Wednesday, Bart takes part in a phone conference with his crew, to discuss the next upcoming game, especially what to look for and be aware of. This means the crew will have watched the two upcoming teams in their last game, as well as review some thoughts on the weather and field conditions, the coaches, and anything else likely to affect the working conditions on Sunday. They also discuss their review of the tape, and anything they noticed on tape that they missed during the actual game.
Thursday, Bart packs for the upcoming game. He’s laundered his uniform and checked his gear for game condition. He also packs a briefcase with all the forms he will need, from foul reports to game incident reports, and assorted pads, pencils and pens he will need (the pens stay in the briefcase, by the way – a broken pencil is no big deal, but a broken pen, let’s just say you don’t need that during a game). He checks his Tivo and his tickets for the flight, along with his answering machine and all the things a guy has to do when he has to travel often. As of noon Thursday, Bart is prohibited from any alcohol, because officials are not allowed to drink for 72 hours before a game, or for 24 hours afterward.
Early Saturday, Bart take the flight to Atlanta for the next game, this time the Falcons at home, but not against either of the two teams he worked last week – the League tries very hard to avoid the appearance, however slight, of impropriety on the part of its officials. Bart has to be in Atlanta 24 hours ahead of game time, by League rule. Bart settles for tucking his kids into bed Saturday night by phone, just as he did the previous Sunday.
Sunday morning, Bart is at the stadium by 8 AM, four hours ahead of game time, again by League rule. The pregame is pretty much no more than ritual, but the crew goes through everything anyway. Then comes the equipment check and field walk. This has to be done by 11 AM, but most crews working a natural turf field will do it early, so the groundskeeper has a decent chance to do any work that’s needed. Not since the Astrodome fiasco in 1995 has a field actually been ruled too dangerous to play, but officials know better than to leave anything to chance. Same for the footballs; the Back Judge may find it incredibly boring, but he will check the air pressure on every ball used during the game, and make his mark on the approved balls. The Back Judge and another official will also test their watches, since the on-field watches are the actual official time-keepers of the game. Other officials will test out other equipment, including the crew chief, who must make sure his microphone is in good order. The crew will also discuss game conditions with the television network, who make up the money end of the game for the most part, and therefore are the League’s most important customer to keep happy.
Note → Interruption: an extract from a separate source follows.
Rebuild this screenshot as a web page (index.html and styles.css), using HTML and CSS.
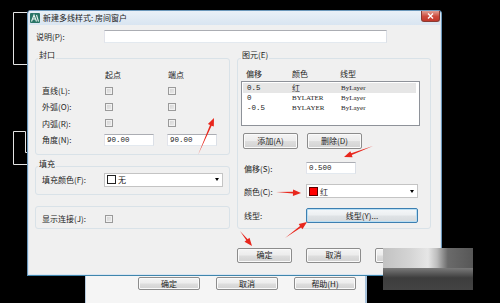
FILE: index.html
```html
<!DOCTYPE html>
<html lang="zh-CN">
<head>
    <meta charset="UTF-8">
    <meta name="viewport" content="width=device-width, initial-scale=1.0">
    <title>新建多线样式: 房间窗户</title>
    <link rel="stylesheet" href="styles.css">
</head>
<body>

<div class="desktop">
    <!-- drawing behind the dialogs -->
    <svg class="cad-lines" width="500" height="303" viewBox="0 0 500 303">
        <polyline points="27,12.5 13.5,12.5 13.5,64.5 27,64.5"/>
        <polyline points="27,152.5 25.5,152.5 25.5,131.5 13.5,131.5 13.5,164.5 27,164.5"/>
    </svg>

    <!-- parent dialog, mostly hidden -->
    <div class="window parent-window">
        <div class="parent-buttons">
            <button class="btn">确定</button>
            <button class="btn">取消</button>
            <button class="btn">帮助(H)</button>
        </div>
    </div>

    <div class="window dialog">
        <div class="titlebar">
            <svg class="app-icon" width="10" height="10" viewBox="0 0 10 10">
                <rect x="0" y="0" width="10" height="10" rx="1" fill="#2a7566"/>
                <path d="M1.5 8.5 L4 2 L6.5 8.5 M2.5 6 H5.5 M6.5 2 L8.5 8.5" stroke="#e8f3ee" stroke-width="1.1" fill="none"/>
            </svg>
            <span class="title">新建多线样式: 房间窗户</span>
            <span class="close-btn">
                <svg width="7" height="6" viewBox="0 0 7 6">
                    <path d="M1 0.5 L6 5.5 M6 0.5 L1 5.5" stroke="#fff" stroke-width="1.4"/>
                </svg>
            </span>
        </div>

        <div class="client">
            <div class="desc-row">
                <label>说明(P):</label>
                <div class="textbox desc"></div>
            </div>

            <div class="columns">
                <div class="col-left">
                    <fieldset class="group caps">
                        <legend>封口</legend>
                        <div class="caps-grid">
                            <span></span>
                            <span class="colhead">起点</span>
                            <span class="colhead">端点</span>

                            <label>直线(L):</label>
                            <span class="check"></span>
                            <span class="check"></span>

                            <label>外弧(O):</label>
                            <span class="check"></span>
                            <span class="check"></span>

                            <label>内弧(R):</label>
                            <span class="check"></span>
                            <span class="check"></span>

                            <label>角度(N):</label>
                            <div class="textbox num">90.00</div>
                            <div class="textbox num">90.00</div>
                        </div>
                    </fieldset>

                    <fieldset class="group fill">
                        <legend>填充</legend>
                        <div class="field-row">
                            <label>填充颜色(F):</label>
                            <div class="combo fill-combo">
                                <span class="swatch empty"></span>无
                                <span class="combo-arrow"></span>
                            </div>
                        </div>
                    </fieldset>

                    <fieldset class="group joints">
                        <div class="field-row">
                            <label>显示连接(J):</label>
                            <span class="check"></span>
                        </div>
                    </fieldset>
                </div>

                <fieldset class="group elements">
                    <legend>图元(E)</legend>
                    <div class="list-head">
                        <span>偏移</span>
                        <span>颜色</span>
                        <span>线型</span>
                    </div>
                    <div class="listbox">
                        <div class="list-row selected"><span class="mono">0.5</span><span>红</span><span class="serif">ByLayer</span></div>
                        <div class="list-row"><span class="mono">0</span><span class="serif">BYLATER</span><span class="serif">ByLayer</span></div>
                        <div class="list-row"><span class="mono">-0.5</span><span class="serif">BYLAYER</span><span class="serif">ByLayer</span></div>
                    </div>
                    <div class="elem-buttons">
                        <button class="btn">添加(A)</button>
                        <button class="btn">删除(D)</button>
                    </div>
                    <div class="prop-row offset-row">
                        <label>偏移(S):</label>
                        <div class="textbox num offset">0.500</div>
                    </div>
                    <div class="prop-row color-row">
                        <label>颜色(C):</label>
                        <div class="combo color-combo">
                            <span class="swatch red"></span>红
                            <span class="combo-arrow"></span>
                        </div>
                    </div>
                    <div class="prop-row ltype-row">
                        <label>线型:</label>
                        <button class="btn wide focused">线型(Y)...</button>
                    </div>
                </fieldset>
            </div>

            <div class="dialog-buttons">
                <button class="btn">确定</button>
                <button class="btn">取消</button>
                <button class="btn">帮助(H)</button>
            </div>
        </div>
    </div>

    <!-- blurred watermark -->
    <div class="mosaic">
        <div class="mosaic-top"></div>
        <div class="mosaic-bottom"></div>
    </div>

    <!-- red annotation arrows -->
    <svg class="marks" width="500" height="303" viewBox="0 0 500 303">
        <polygon points="198,155 211.6,125.7 213.8,126.6 214,118 207.9,124.1 210,125"/>
        <polygon points="373,146 351.2,153.3 350.3,151.2 344,157 352.6,157.2 351.8,155"/>
        <polygon points="276,192 293,193.6 292.9,195.9 301,193 293.1,189.5 293,191.8"/>
        <polygon points="285,238 301.1,227.4 302.4,229.3 307,222 298.7,224.1 300,226"/>
        <polygon points="240,231 246.3,240.3 244.5,241.8 252,246 249.5,237.8 247.7,239.2"/>
    </svg>
</div>

</body>
</html>
```

FILE: styles.css
```css
* {
    box-sizing: border-box;
}
body {
    margin: 0;
    width: 500px;
    height: 303px;
    overflow: hidden;
    background-color: #000;
    font-family: "Noto Sans CJK SC", "Liberation Sans", sans-serif;
    font-size: 8px;
    color: #1c1c1c;
}
.desktop {
    position: relative;
    width: 500px;
    height: 303px;
}
.cad-lines {
    position: absolute;
    left: 0;
    top: 0;
}
.cad-lines polyline {
    fill: none;
    stroke: #e4e4e4;
    stroke-width: 1;
}

/* windows on the desktop */
.window {
    position: absolute;
}
.parent-window {
    left: 85px;
    top: 240px;
    width: 282px;
    height: 70px;
    background-color: #f5f5f5;
    border-left: 1px solid #b7cbdf;
    border-right: 2px solid #a8c2db;
}
.parent-buttons {
    display: flex;
    gap: 16px;
    padding: 37px 0 0 52px;
}
.parent-buttons .btn {
    width: 62px;
    height: 13px;
}

.dialog {
    left: 27px;
    top: 10px;
    width: 415px;
    height: 266px;
    border: 1px solid #6b97ba;
    border-bottom-color: #3f86ad;
    border-radius: 4px 4px 0 0;
    background-color: #d9e5f1;
    padding: 0 1px 1px;
    display: flex;
    flex-direction: column;
}
.titlebar {
    height: 14px;
    display: flex;
    align-items: center;
    padding-left: 1px;
    background: linear-gradient(#e9f0f7, #d9e5f1);
}
.app-icon {
    margin-right: 3px;
}
.title {
    line-height: 10px;
    color: #1b1b1b;
}
.close-btn {
    margin-left: auto;
    align-self: flex-start;
    width: 19px;
    height: 11px;
    display: flex;
    align-items: center;
    justify-content: center;
    border: 1px solid #8a3b33;
    border-top: none;
    border-radius: 0 0 3px 3px;
    background: linear-gradient(#e3a094, #cc4a3c 55%, #c2382b);
}

.client {
    flex: 1;
    background-color: #f0f0f0;
    padding: 5px 9px 0 6px;
}
label {
    white-space: nowrap;
}
.desc-row {
    display: grid;
    grid-template-columns: 69px 283px;
    align-items: center;
    height: 13px;
}
.desc-row label {
    padding-left: 1px;
}

.columns {
    display: grid;
    grid-template-columns: 195px 194px;
    column-gap: 7px;
    margin-top: 7px;
}
.col-left {
    display: flex;
    flex-direction: column;
}

.group {
    margin: 0;
    padding: 0 6px;
    min-width: 0;
    border: 1px solid #d9e2e8;
    border-radius: 3px;
}
.group legend {
    margin-left: -4px;
    padding: 0 1px 6px;
    line-height: 10px;
}

.caps-grid {
    display: grid;
    grid-template-columns: 62px 63px 50px;
    grid-auto-rows: 16.4px;
    align-items: center;
    padding-bottom: 6px;
}
.colhead {
    margin-left: 1px;
}
.check {
    display: block;
    width: 8px;
    height: 8px;
    margin-left: 1px;
    border: 1px solid #9a9a9a;
    background: linear-gradient(135deg, #d2d2d2, #ececec);
    box-shadow: inset 0 0 0 1px #f1f1f1;
}

.textbox {
    height: 12px;
    background-color: #fff;
    border: 1px solid;
    border-color: #abadb3 #dbdfe6 #e3e9ef #e2e3ea;
}
.textbox.desc {
    height: 13px;
}
.textbox.num {
    width: 50px;
    padding-left: 2px;
    font-family: "Liberation Mono", monospace;
    font-size: 7.5px;
    line-height: 10px;
    color: #222;
}

.fill {
    margin-top: 4px;
    padding-bottom: 7px;
}
.joints {
    margin-top: 11px;
    padding-top: 5px;
    padding-bottom: 2px;
}
.field-row {
    display: grid;
    grid-template-columns: 62px auto;
    align-items: center;
    height: 14px;
}
.fill .field-row {
    margin-top: -2px;
}

.combo {
    display: flex;
    align-items: center;
    height: 14px;
    padding-left: 2px;
    background-color: #fff;
    border: 1px solid #c4c4c4;
}
.fill-combo {
    width: 119px;
}
.color-combo {
    width: 112px;
}
.swatch {
    width: 9px;
    height: 9px;
    margin-right: 2px;
    border: 1px solid #222;
}
.swatch.empty {
    background-color: #fff;
}
.swatch.red {
    background-color: #f00;
    border-color: #5a0000;
}
.combo-arrow {
    margin-left: auto;
    margin-right: 3px;
    border-left: 2.5px solid transparent;
    border-right: 2.5px solid transparent;
    border-top: 3px solid #000;
}

/* 图元 */
.elements {
    padding: 0 3px;
}
.elements legend {
    margin-left: 0;
}
.list-head {
    display: grid;
    grid-template-columns: 46px 48px auto;
    height: 15px;
    line-height: 15px;
    padding-left: 5px;
}
.listbox {
    width: 179px;
    height: 45px;
    padding: 1px 3px 0 1px;
    background-color: #fff;
    border: 1px solid #8e9299;
}
.list-row {
    display: grid;
    grid-template-columns: 45px 49px auto;
    height: 10px;
    line-height: 10px;
    padding-left: 4px;
}
.list-row.selected {
    background-color: #e6e6e6;
}
.mono {
    font-family: "Liberation Mono", monospace;
    font-size: 7.5px;
}
.serif {
    font-family: "Liberation Serif", serif;
    font-size: 7px;
}
.elem-buttons {
    display: flex;
    gap: 9px;
    margin-top: 7px;
    padding-left: 2px;
}
.elem-buttons .btn {
    height: 16px;
}
.prop-row {
    display: grid;
    grid-template-columns: 62px auto;
    align-items: center;
    padding-left: 3px;
}
.offset-row {
    margin-top: 13px;
}
.color-row,
.ltype-row {
    margin-top: 10px;
}

/* buttons */
.btn {
    width: 55px;
    height: 15px;
    padding: 0;
    font-family: inherit;
    font-size: 8px;
    line-height: 12px;
    color: #1c1c1c;
    border: 1px solid #8c8c8c;
    border-radius: 2px;
    background: linear-gradient(#f4f4f4 0%, #ececec 48%, #dedede 52%, #d2d2d2 100%);
    box-shadow: inset 0 0 0 1px #fafafa;
}
.btn.wide {
    width: 112px;
}
.btn.focused {
    border-color: #3c7fb1;
    box-shadow: inset 0 0 0 1px #b9def3;
    background: linear-gradient(#f4f7f9 0%, #eceff1 48%, #dfe3e6 52%, #d6dadd 100%);
}

.dialog-buttons {
    display: flex;
    gap: 14px;
    margin-top: 19px;
    padding-left: 202px;
}

/* blurred logo over the corner */
.mosaic {
    position: absolute;
    left: 383px;
    top: 248px;
    width: 90px;
    height: 42px;
    display: flex;
    flex-direction: column;
    background-color: #4a4a4a;
}
.mosaic-top {
    height: 20px;
    background: linear-gradient(to right, #c2c2c2 0%, #d4d4d4 30%, #e6e6e6 50%, #bdbdbd 60%, #6a6a6a 72%, #575757 100%);
}
.mosaic-bottom {
    flex: 1;
    background: linear-gradient(#7a7a7a, #3d3d3d 45%, #434343 100%);
}

.marks {
    position: absolute;
    left: 0;
    top: 0;
    pointer-events: none;
}
.marks polygon {
    fill: #e8271d;
}
```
Finally, game time. One obvious thing that a lot of people don’t realize, is that the referees on the field each have different responsibilities and assigned territories. The crew chief, for example, focuses on the Quarteback and what happens to him and around him. Bart, our hypothetical Head Linesman, controls the Line-of-Scrimmage and Line-to-gain markers, and focuses his attention on the snap of the ball, line blocking during pass plays, action around the runner on running plays to his side, and follow-up action when the running play goes away from him. He also has principal responsibility for whether a Quarterback is beyond the line of scrimmage when he passes the ball. If he throws a flag, Bart will note on a small pad the basics of what happened (number, foul, time) and report the foul to the crew chief. An amazing number of people forget that while the crew chief signals the fouls to the press box, he does not usually throw the flag himself.
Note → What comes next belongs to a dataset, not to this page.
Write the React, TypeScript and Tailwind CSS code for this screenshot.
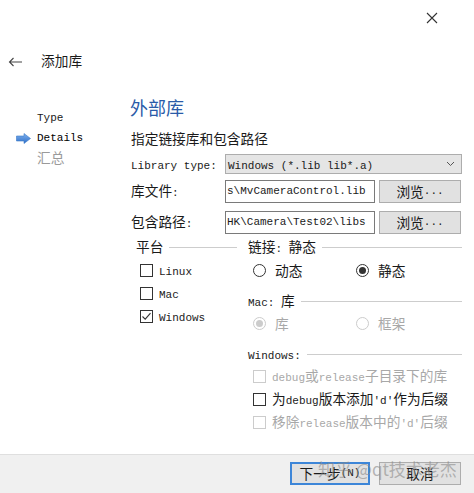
import React from 'react'

const mono = "font-['Liberation_Mono',monospace] text-[11px]"

function Mono({ children }: { children: React.ReactNode }) {
    return <span className={mono}>{children}</span>
}

function GroupTitle({ children, className = '' }: { children: React.ReactNode; className?: string }) {
    return (
        <div className={`flex items-center h-[16px] ${className}`}>
            <span className="whitespace-nowrap">{children}</span>
            <div className="flex-1 ml-[6px] border-t border-[#cdcdcd]" />
        </div>
    )
}

function CheckBox({ checked = false, disabled = false, children }: { checked?: boolean; disabled?: boolean; children: React.ReactNode }) {
    return (
        <div className={`flex items-center h-[23px] ${disabled ? 'text-[#a8a8a8]' : ''}`}>
            <div className={`w-[13px] h-[13px] border bg-white flex items-center justify-center ${disabled ? 'border-[#cccccc]' : 'border-[#333333]'}`}>
                {checked && (
                    <svg width="11" height="11" viewBox="0 0 11 11">
                        <path d="M1.5 5.5 L4.2 8.2 L9.5 2.2" fill="none" stroke="#333" strokeWidth="1.1" />
                    </svg>
                )}
            </div>
            <span className="ml-[6px] whitespace-nowrap">{children}</span>
        </div>
    )
}

function Radio({ checked = false, disabled = false, children }: { checked?: boolean; disabled?: boolean; children: React.ReactNode }) {
    return (
        <div className={`flex items-center w-[103px] h-[23px] ${disabled ? 'text-[#a8a8a8]' : ''}`}>
            <div className={`w-[13px] h-[13px] rounded-full border bg-white flex items-center justify-center ${disabled ? 'border-[#cccccc]' : 'border-[#333333]'}`}>
                {checked && <div className={`w-[7px] h-[7px] rounded-full ${disabled ? 'bg-[#cccccc]' : 'bg-[#333333]'}`} />}
            </div>
            <span className="ml-[9px] whitespace-nowrap">{children}</span>
        </div>
    )
}

function Button({ children, focused = false }: { children: React.ReactNode; focused?: boolean }) {
    return (
        <div className={`h-[23px] flex items-center justify-center bg-[#e1e1e1] ${focused ? 'w-[80px] border-2 border-[#3d86d8]' : 'w-[82px] border border-[#adadad]'}`}>
            {children}
        </div>
    )
}

export default function App() {
    return (
        <div className="w-[474px] h-[493px] bg-white flex flex-col text-[13.7px] text-[#1a1a1a] leading-none font-['Noto_Sans_CJK_SC',sans-serif] relative overflow-hidden">
            {/* top bar */}
            <div className="h-[50px] flex justify-end pt-[12px] pr-[36px]">
                <svg width="12" height="12" viewBox="0 0 12 12">
                    <path d="M1 1 L11 11 M11 1 L1 11" stroke="#333" strokeWidth="1.1" />
                </svg>
            </div>

            {/* title */}
            <div className="h-[24px] flex items-center pl-[8px]">
                <svg width="15" height="10" viewBox="0 0 15 10">
                    <path d="M14 5 H1.5 M5.5 1 L1.5 5 L5.5 9" fill="none" stroke="#444" strokeWidth="1.1" />
                </svg>
                <span className="ml-[18px] -mt-[2px]">添加库</span>
            </div>

            {/* body */}
            <div className="flex-1 flex">
                {/* nav */}
                <div className="w-[130px] pt-[34px] pl-[16px]">
                    <div className="flex items-center h-[20px]">
                        <div className="w-[21px]" />
                        <Mono>Type</Mono>
                    </div>
                    <div className="flex items-center h-[20px]">
                        <div className="w-[21px]">
                            <svg width="15" height="11" viewBox="0 0 15 11">
                                <defs>
                                    <linearGradient id="ar" x1="0" y1="0" x2="0" y2="1">
                                        <stop offset="0" stopColor="#7fb2ee" />
                                        <stop offset="1" stopColor="#2f6fc9" />
                                    </linearGradient>
                                </defs>
                                <path d="M0.5 3 H8 V0.5 L14.5 5.5 L8 10.5 V8 H0.5 Z" fill="url(#ar)" stroke="#3a78c8" strokeWidth="0.6" />
                            </svg>
                        </div>
                        <span className="font-['Liberation_Mono',monospace] text-[11px] text-black">Details</span>
                    </div>
                    <div className="flex items-center h-[20px] text-[#9a9a9a]">
                        <div className="w-[21px]" />
                        <span>汇总</span>
                    </div>
                </div>

                {/* main */}
                <div className="w-[332px] pt-[21px]">
                    <div className="h-[24px] flex items-center text-[18px] text-[#2a5ba8]">外部库</div>
                    <div className="h-[20px] mt-[10px] flex items-center pl-[1px]">指定链接库和包含路径</div>

                    <div className="h-[20px] mt-[5px] flex items-center">
                        <div className="w-[95px] pl-[1px]"><Mono>Library type:</Mono></div>
                        <div className="flex-1 h-[20px] bg-[#e5e5e5] border border-[#adadad] flex items-center pl-[2px] pr-[6px]">
                            <span className="flex-1"><Mono>Windows (*.lib lib*.a)</Mono></span>
                            <svg width="9" height="6" viewBox="0 0 9 6">
                                <path d="M1 1 L4.5 4.5 L8 1" fill="none" stroke="#555" strokeWidth="1" />
                            </svg>
                        </div>
                    </div>

                    <div className="h-[23px] mt-[6px] flex items-center">
                        <div className="w-[95px] pl-[1px]">库文件<Mono>:</Mono></div>
                        <div className="w-[150px] h-[23px] border border-[#7a7a7a] bg-white flex items-center pl-[1px] overflow-hidden whitespace-nowrap">
                            <Mono>{'s\\MvCameraControl.lib'}</Mono>
                        </div>
                        <div className="ml-[4px]"><Button>浏览<Mono>...</Mono></Button></div>
                    </div>

                    <div className="h-[23px] mt-[8px] flex items-center">
                        <div className="w-[95px] pl-[1px]">包含路径<Mono>:</Mono></div>
                        <div className="w-[150px] h-[23px] border border-[#7a7a7a] bg-white flex items-center pl-[1px] overflow-hidden whitespace-nowrap">
                            <Mono>{'HK\\Camera\\Test02\\libs'}</Mono>
                        </div>
                        <div className="ml-[4px]"><Button>浏览<Mono>...</Mono></Button></div>
                    </div>

                    <div className="flex mt-[5px]">
                        {/* platform */}
                        <div className="w-[101px] ml-[6px]">
                            <GroupTitle>平台</GroupTitle>
                            <div className="pl-[4px] mt-[4px]">
                                <CheckBox><Mono>Linux</Mono></CheckBox>
                                <CheckBox><Mono>Mac</Mono></CheckBox>
                                <CheckBox checked><Mono>Windows</Mono></CheckBox>
                            </div>
                        </div>

                        {/* link */}
                        <div className="w-[214px] ml-[11px]">
                            <GroupTitle>链接<Mono>: </Mono>静态</GroupTitle>
                            <div className="flex pl-[5px] mt-[4px]">
                                <Radio>动态</Radio>
                                <Radio checked>静态</Radio>
                            </div>
                            <GroupTitle className="mt-[11px]"><Mono>Mac: </Mono>库</GroupTitle>
                            <div className="flex pl-[5px] mt-[3px]">
                                <Radio checked disabled>库</Radio>
                                <Radio disabled>框架</Radio>
                            </div>
                            <GroupTitle className="mt-[11px]"><Mono>Windows:</Mono></GroupTitle>
                            <div className="pl-[5px] mt-[3px]">
                                <CheckBox disabled><Mono>debug</Mono>或<Mono>release</Mono>子目录下的库</CheckBox>
                                <CheckBox>为<Mono>debug</Mono>版本添加<Mono>'d'</Mono>作为后缀</CheckBox>
                                <CheckBox disabled>移除<Mono>release</Mono>版本中的<Mono>'d'</Mono>后缀</CheckBox>
                            </div>
                        </div>
                    </div>
                </div>
            </div>

            {/* footer */}
            <div className="h-[39px] bg-[#f0f0f0] border-t border-[#dfdfdf] flex items-start justify-end pt-[7px] pr-[13px] gap-[9px]">
                <Button focused>下一步<Mono>(N)</Mono></Button>
                <Button>取消</Button>
            </div>

            {/* watermark */}
            <div className="absolute left-[318px] top-[460px] text-[17px] text-[#8a8a8a]/60 whitespace-nowrap pointer-events-none">
                知乎 @qt技术老杰
            </div>
        </div>
    )
}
Officials know the rules, far better than the idiots who complain about them, but also their context. For example, if Bart sees the guard on his side hold the oncoming defensive lineman, and as a result the running back gets through for a gain, he will flag that hold, but usually he will not flag it if the hold has nothing to do with the play, say the running back going around to the other side away from where the hold happened. I mention this because good judgment is a critical component in a football official. Call everything that’s technically not clean and you will throw flags all day and get everyone upset, but don’t throw a flag when a player is doing something which is dangerous, gains an unfair advantage, or is just unsportsmanlike, and you let the game get out of control. That balance is very, very hard to achieve with players this fast, smart, and tough.
You will note that I have not criticized a single call by any NFL official. Do they make mistakes? Of course, but not nearly as often as people claim, and the guys who work the actual games are as good as the NFL could hope to get. And I have worked enough strange situations, that I never second-guess a call made by the one guy who was in position. Sorry, but a television does not really give you a better view of what really happened, because you are seeing an artificial perspective. No matter what the saying claims, the camera does lie. And by the time you get to the Playoffs, the crews are officials who have achieved the highest scores and the greatest respect from coaches. That’s one reason coaches don’t whine all that much about officials – they know what they are getting, and the coaches have a lot of say in that order. The only problem with Playoff crews, is that these are officials who have not worked all that often together, and it takes a little while to get them in sync. But I laugh scornfully at anyone who wants to pretend the Superbowl referees are anything but highly-trained and much-critiqued professionals, who have been hardened to work in conditions which would crack ordinary men. Just as it is stupid to mock any team good enough to win its League Championship to get to the Superbowl, it is grossly unfair to suggest that the officials aren’t up to the job. In my opinion, while everyone has the right to speak their mind, when people gripe about referees without the personal experience of being one, they only prove their own banality and boorish pique. The NFL officials who work the Superbowl have worked harder with less credit, longer with less pay, and accurately with less recognition than any comparable professional. Anyone who is not happy with them, is welcome to try to replace them. Of course, it will take you about two decades (if you make the fast track) to work your way through JV games, to a spot on a High School crew, to a minor college conference, to the I-A conferences, and then if you’re really good, really lucky, but also really humble, then you might get a chance to try out for one of the few open slots in the NFL’s officiating ranks. And if you do, you can count on the derision from people who have never bothered to look up a rule book, let alone take up the whistle.
And to Mr. Leavy and his crew, well done gentlemen, it was a pleasure to watch you work together.